EL FIN DE VIAJE Y UN COMENTARIO APASIONADO
La primera y más cercana, Barcelona, donde admira, nada más llegar, sus murallas, y advierte con cierto rechazo y disgusto, las chimeneas de las fábricas y su industrialización, única en tierra española. Alaba la zona moderna de la ciudad, con sus calles más anchas y con aceras de baldosas, y se asombra ante la vestimenta de hombres y mujeres por las calles, que nada tiene que ver con la observada en las otras ciudades de este país, y mucho, si embargo, con la moda, más austera y gris, de Francia. El poco atractivo que le despierta la ciudad tiene que ver sin duda por no responder a la imagen un tanto pintoresca que ha podido contemplar en el resto de España.
Las últimas páginas las dedica la viajera escritora a Mallorca (“Nada más gracioso, querido hermano, más encantador, que Mallorca”) y, de forma un tanto apresurada, a su vuelta a Francia por Huesca, Sallent y Gabas. Deteniéndose, eso sí, en Zaragoza, para conocer la lonja y tres de sus iglesias: la catedral, la Virgen del Pilar y San Pablo. La catedral le parece magnífica, con sus líneas puras, respetuosa con las normas que la francesa respeta y admira, pese a a tener algunos toques platerescos de los que abomina.
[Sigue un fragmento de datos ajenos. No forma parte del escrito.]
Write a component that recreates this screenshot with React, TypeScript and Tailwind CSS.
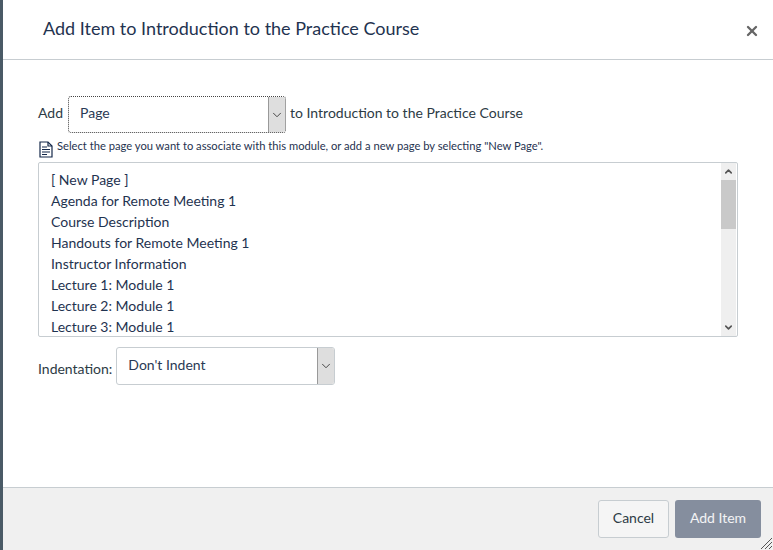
import { X, ChevronDown, ChevronUp } from "lucide-react";

const pages = [
    "[ New Page ]",
    "Agenda for Remote Meeting 1",
    "Course Description",
    "Handouts for Remote Meeting 1",
    "Instructor Information",
    "Lecture 1: Module 1",
    "Lecture 2: Module 1",
    "Lecture 3: Module 1",
];

function SelectBox({ label, className, focused }: { label: string; className: string; focused?: boolean }) {
    return (
        <div className={`flex bg-white rounded-[3px] ${focused ? "border border-dotted border-[#444]" : "border border-[#c7cdd1]"} ${className}`}>
            <div className="flex-1 flex items-center pl-[11px] pb-[4px] text-[14px] text-[#2a3a55]">{label}</div>
            <div className="w-[17px] flex items-center justify-center bg-[#dedede] border-l border-[#999] rounded-r-[2px]">
                <ChevronDown className="w-[14px] h-[14px] text-[#333]" strokeWidth={1.5} />
            </div>
        </div>
    );
}

export default function App() {
    return (
        <div className="w-[773px] h-[550px] flex overflow-hidden bg-white text-[#2d3b45] font-['Lato','Noto_Sans',sans-serif]">
            <div className="w-[3px] bg-[#4a5a66] shrink-0" />
            <div className="flex-1 flex flex-col min-w-0">
                {/* Header */}
                <div className="h-[60px] shrink-0 flex items-center justify-between pl-[40px] pr-[13px] border-b border-[#c7cdd1]">
                    <h1 className="text-[18px] text-[#1f3350] leading-none pb-[3px]">Add Item to Introduction to the Practice Course</h1>
                    <X className="w-[16px] h-[16px] text-[#666] mt-[3px]" strokeWidth={3.5} />
                </div>

                {/* Body */}
                <div className="flex-1 pl-[35px] pr-[35px] pt-[36px]">
                    <div className="flex items-center text-[14px] text-[#2d3b45] h-[37px]">
                        <span className="mr-[5px] pb-[5px]">Add</span>
                        <SelectBox label="Page" focused className="w-[218px] h-[37px]" />
                        <span className="ml-[4px] pb-[5px]">to Introduction to the Practice Course</span>
                    </div>

                    <div className="flex items-start h-[23px] mt-[6px] text-[11.2px] leading-[14px] text-[#1f3350]">
                        <svg className="w-[14px] h-[17px] mt-[2px] ml-[1px] mr-[4px] shrink-0" viewBox="0 0 14 17" fill="none" stroke="#14284a">
                            <path d="M1 1h8l4 4v11H1z" strokeWidth="1.2" />
                            <path d="M9 1v4h4" strokeWidth="1.2" />
                            <path d="M3 6h5M3 8.5h8M3 11h8M3 13.5h5" strokeWidth="1.1" />
                        </svg>
                        <span>Select the page you want to associate with this module, or add a new page by selecting "New Page".</span>
                    </div>

                    <div className="flex h-[175px] border border-[#c7cdd1] rounded-[2px] overflow-hidden">
                        <ul className="flex-1 pl-[12px] pt-[6px] text-[14px] leading-[21px] text-[#1f3350]">
                            {pages.map((p) => (
                                <li key={p} className="whitespace-nowrap">{p}</li>
                            ))}
                        </ul>
                        <div className="w-[15px] mr-[1px] flex flex-col bg-[#efefef]">
                            <div className="h-[17px] flex items-center justify-center">
                                <ChevronUp className="w-[11px] h-[11px] text-[#555]" strokeWidth={3.5} />
                            </div>
                            <div className="h-[49px] bg-[#c9c9c9]" />
                            <div className="flex-1" />
                            <div className="h-[17px] flex items-center justify-center">
                                <ChevronDown className="w-[11px] h-[11px] text-[#555]" strokeWidth={3.5} />
                            </div>
                        </div>
                    </div>

                    <div className="flex items-center mt-[10px] text-[14px]">
                        <span className="mr-[4px] mt-[4px]">Indentation:</span>
                        <SelectBox label="Don't Indent" className="w-[219px] h-[38px]" />
                    </div>
                </div>

                {/* Footer */}
                <div className="relative h-[63px] shrink-0 flex items-center justify-end gap-[6px] pr-[12px] bg-[#f0f0f0] border-t border-[#c7cdd1]">
                    <button className="w-[71px] h-[38px] pb-[3px] text-[14px] text-[#2d3b45] bg-[#f5f5f5] border border-[#c7cdd1] rounded-[3px]">Cancel</button>
                    <button className="w-[86px] h-[38px] pb-[3px] text-[14px] text-white/90 bg-[#858e9e] rounded-[3px]">Add Item</button>
                    <svg className="absolute right-0 bottom-0 w-[13px] h-[13px]" viewBox="0 0 13 13" stroke="#555" strokeWidth="1">
                        <path d="M1 12L12 1M5 12L12 5M9 12L12 9" />
                    </svg>
                </div>
            </div>
        </div>
    );
}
Sin embargo, la basílica del Pilar, “de estilo compuesto” le parece “falta de nobleza”, aunque no deja de mostrar su deslumbramiento ante la riqueza de la capilla de la Virgen y la gran devoción de los muchos fieles Antes de acabar este comentario sobre el muy curioso y revelador libro de Joséphine Brinckmann, quisiera transcribir un comentario sobre su propio viaje en la última carta dirigida a su hermano:
“En resumen, querido hermano, no podría repetir demasiado que un viaje por España está, a mi parecer, adornado con todas las seducciones, todos los atractivos. Hasta el momento no he visitado más que nuestro país, Italia y España, y yo siempre diría a las personas que en sus peregrinaciones buscan impresiones nuevas, a los que aman la observación y el estudio, yo les diría que mi preferencia pertenece a esta última”.